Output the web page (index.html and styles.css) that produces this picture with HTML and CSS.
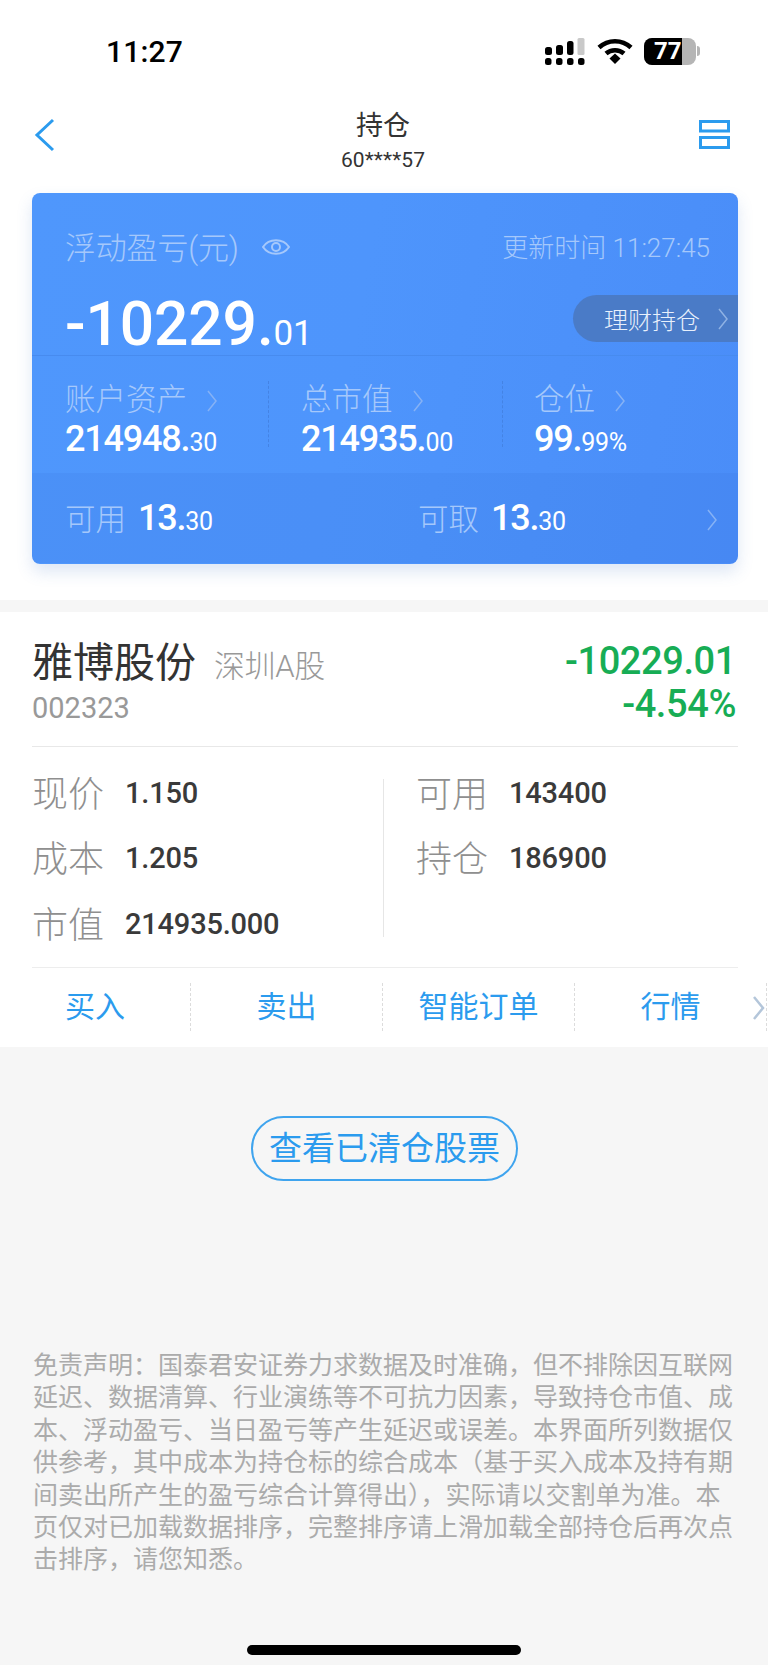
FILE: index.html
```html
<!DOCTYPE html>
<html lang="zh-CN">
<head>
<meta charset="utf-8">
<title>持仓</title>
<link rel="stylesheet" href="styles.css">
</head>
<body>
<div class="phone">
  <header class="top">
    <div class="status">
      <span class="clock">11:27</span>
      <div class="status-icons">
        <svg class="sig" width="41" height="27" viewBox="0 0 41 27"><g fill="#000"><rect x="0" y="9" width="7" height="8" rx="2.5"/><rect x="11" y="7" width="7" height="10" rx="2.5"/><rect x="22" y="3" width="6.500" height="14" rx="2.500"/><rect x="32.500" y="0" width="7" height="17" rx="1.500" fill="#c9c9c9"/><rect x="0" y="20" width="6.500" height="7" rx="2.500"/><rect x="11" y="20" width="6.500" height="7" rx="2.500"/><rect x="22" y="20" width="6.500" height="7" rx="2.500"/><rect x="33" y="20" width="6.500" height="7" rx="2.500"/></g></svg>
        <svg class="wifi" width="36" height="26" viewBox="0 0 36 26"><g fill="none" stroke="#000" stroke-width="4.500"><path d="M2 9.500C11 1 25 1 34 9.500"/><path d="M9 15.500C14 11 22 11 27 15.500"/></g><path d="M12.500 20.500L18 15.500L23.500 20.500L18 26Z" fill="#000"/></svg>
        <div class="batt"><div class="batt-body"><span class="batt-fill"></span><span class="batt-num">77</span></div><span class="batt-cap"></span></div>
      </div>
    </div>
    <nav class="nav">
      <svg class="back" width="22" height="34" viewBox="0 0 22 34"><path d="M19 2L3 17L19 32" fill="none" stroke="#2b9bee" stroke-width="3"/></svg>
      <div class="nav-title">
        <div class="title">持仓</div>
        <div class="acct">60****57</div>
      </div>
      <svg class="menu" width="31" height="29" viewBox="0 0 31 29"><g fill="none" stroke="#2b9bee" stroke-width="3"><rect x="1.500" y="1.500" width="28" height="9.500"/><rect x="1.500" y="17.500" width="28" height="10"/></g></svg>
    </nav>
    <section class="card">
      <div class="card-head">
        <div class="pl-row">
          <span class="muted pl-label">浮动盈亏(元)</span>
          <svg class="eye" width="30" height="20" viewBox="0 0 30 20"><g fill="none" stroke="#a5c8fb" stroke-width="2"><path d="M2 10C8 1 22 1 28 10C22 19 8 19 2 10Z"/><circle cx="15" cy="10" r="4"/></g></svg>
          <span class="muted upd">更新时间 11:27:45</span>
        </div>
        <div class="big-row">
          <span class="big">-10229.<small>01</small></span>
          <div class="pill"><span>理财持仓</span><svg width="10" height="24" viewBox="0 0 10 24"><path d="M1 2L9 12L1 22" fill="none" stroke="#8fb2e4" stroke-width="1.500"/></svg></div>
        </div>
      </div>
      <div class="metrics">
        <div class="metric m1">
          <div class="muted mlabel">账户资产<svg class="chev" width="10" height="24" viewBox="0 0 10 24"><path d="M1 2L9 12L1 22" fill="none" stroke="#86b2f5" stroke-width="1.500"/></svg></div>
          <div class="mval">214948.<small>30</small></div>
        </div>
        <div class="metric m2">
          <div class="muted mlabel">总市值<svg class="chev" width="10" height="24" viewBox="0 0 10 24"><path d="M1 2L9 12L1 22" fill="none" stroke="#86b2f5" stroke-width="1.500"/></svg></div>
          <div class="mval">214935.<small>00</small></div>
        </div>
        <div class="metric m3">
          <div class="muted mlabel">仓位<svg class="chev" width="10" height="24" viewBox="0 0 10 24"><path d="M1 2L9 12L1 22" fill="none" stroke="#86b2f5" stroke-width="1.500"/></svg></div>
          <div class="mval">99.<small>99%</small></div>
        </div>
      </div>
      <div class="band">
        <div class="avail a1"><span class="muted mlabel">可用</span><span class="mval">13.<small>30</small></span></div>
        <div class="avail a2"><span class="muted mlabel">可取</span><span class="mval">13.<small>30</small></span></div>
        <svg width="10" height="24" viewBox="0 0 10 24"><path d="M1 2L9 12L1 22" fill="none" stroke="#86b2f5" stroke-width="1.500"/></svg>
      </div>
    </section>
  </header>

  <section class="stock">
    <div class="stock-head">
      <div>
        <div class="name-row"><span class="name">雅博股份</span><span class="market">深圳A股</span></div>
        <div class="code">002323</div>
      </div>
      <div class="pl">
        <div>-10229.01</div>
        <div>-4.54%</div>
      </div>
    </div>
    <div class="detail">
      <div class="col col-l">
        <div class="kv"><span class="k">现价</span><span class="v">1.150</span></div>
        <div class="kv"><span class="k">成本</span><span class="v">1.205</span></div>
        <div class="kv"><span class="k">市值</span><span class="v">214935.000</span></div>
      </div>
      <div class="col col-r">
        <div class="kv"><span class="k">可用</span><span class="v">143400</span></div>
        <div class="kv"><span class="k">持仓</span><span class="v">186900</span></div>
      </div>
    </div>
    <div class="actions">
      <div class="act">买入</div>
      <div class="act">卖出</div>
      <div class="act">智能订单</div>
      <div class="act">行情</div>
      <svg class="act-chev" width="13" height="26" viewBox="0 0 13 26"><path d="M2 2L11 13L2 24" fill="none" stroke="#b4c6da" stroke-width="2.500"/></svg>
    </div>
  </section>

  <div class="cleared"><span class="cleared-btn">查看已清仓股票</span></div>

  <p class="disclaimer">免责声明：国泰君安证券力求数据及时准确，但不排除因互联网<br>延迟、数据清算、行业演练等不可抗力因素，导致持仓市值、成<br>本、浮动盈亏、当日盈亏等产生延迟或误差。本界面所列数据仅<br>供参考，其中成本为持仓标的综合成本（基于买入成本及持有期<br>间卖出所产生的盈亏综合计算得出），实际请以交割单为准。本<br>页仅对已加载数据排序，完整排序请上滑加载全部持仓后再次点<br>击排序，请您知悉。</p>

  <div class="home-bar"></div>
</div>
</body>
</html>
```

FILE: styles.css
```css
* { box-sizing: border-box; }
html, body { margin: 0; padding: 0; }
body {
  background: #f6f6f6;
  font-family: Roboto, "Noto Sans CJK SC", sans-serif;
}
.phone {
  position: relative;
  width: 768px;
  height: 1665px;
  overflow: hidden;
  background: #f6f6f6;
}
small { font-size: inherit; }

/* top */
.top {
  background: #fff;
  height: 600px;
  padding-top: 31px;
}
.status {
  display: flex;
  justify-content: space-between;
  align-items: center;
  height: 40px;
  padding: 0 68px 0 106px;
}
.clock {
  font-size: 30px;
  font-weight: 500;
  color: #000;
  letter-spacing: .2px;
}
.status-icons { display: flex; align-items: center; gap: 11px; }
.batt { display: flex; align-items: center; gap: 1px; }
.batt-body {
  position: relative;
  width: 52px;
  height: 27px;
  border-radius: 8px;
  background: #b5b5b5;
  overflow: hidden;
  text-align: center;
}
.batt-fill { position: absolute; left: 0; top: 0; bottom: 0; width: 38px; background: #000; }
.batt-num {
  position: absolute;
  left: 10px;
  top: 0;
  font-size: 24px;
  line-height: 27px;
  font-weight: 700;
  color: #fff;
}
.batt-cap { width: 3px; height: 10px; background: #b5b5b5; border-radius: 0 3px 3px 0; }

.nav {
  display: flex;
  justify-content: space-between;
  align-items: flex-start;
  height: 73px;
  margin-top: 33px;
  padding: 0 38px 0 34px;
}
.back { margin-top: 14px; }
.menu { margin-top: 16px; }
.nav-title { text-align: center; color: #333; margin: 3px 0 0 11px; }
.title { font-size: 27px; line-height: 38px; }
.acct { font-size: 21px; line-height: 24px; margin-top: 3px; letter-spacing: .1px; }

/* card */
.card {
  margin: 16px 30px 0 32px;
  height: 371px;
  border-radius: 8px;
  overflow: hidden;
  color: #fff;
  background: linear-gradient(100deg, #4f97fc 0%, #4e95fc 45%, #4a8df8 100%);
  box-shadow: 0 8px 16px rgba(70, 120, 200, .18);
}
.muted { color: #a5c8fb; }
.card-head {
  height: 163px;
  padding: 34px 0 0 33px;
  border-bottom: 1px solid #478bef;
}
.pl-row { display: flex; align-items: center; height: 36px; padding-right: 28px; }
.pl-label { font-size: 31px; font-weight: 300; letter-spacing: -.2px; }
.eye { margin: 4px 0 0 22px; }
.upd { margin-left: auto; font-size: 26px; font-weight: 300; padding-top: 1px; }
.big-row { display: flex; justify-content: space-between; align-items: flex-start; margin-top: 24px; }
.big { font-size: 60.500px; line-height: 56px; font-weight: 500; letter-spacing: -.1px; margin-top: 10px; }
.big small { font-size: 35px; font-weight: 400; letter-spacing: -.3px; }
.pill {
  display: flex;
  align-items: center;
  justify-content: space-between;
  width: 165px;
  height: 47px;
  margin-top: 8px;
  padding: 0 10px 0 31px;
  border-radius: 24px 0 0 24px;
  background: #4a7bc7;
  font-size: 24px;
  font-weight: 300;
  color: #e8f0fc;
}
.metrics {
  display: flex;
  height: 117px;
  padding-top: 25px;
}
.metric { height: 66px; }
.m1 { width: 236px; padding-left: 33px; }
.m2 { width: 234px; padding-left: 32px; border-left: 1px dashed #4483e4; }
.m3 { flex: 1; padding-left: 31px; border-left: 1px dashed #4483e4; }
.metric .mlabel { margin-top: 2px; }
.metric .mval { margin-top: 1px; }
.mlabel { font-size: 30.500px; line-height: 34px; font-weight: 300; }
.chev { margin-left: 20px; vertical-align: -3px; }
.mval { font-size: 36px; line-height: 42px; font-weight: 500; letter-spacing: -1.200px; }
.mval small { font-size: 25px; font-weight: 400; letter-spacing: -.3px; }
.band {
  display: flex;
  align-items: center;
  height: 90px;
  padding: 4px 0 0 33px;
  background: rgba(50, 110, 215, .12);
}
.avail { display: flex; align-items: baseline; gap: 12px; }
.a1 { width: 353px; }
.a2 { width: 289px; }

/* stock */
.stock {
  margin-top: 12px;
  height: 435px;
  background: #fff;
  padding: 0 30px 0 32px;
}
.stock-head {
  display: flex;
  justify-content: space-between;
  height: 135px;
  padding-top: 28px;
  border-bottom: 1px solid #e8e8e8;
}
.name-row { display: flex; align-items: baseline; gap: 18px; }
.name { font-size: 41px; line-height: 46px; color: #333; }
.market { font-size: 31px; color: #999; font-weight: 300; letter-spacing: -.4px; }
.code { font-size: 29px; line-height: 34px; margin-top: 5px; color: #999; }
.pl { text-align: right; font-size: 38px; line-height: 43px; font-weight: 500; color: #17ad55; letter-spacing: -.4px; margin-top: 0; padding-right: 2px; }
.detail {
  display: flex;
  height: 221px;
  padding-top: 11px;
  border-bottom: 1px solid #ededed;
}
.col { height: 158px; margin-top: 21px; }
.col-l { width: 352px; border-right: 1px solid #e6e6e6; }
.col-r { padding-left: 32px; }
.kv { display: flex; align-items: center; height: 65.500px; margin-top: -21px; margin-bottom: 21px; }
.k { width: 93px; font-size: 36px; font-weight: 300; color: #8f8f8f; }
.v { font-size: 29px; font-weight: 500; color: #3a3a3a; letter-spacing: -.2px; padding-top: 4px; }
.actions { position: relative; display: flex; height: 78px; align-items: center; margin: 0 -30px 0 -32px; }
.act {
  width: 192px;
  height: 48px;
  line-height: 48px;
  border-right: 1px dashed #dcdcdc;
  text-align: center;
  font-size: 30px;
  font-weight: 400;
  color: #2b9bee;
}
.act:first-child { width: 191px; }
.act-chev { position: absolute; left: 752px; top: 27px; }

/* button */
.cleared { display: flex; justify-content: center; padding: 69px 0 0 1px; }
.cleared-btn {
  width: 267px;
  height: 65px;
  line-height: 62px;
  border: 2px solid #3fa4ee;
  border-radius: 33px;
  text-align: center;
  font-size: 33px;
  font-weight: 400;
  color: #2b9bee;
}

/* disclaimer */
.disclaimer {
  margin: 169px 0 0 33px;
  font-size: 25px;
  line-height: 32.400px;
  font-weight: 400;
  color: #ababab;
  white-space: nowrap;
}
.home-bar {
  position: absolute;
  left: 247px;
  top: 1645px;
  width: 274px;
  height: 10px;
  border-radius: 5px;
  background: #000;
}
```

● **WHAT YOU ARE ASKED TO DO**
Track down the lines that include the word "styles" and copy them.

● **EXPECTED OUTPUT**
Output the web page (index.html and styles.css) that produces this picture with HTML and CSS.
<link rel="stylesheet" href="styles.css">
FILE: styles.css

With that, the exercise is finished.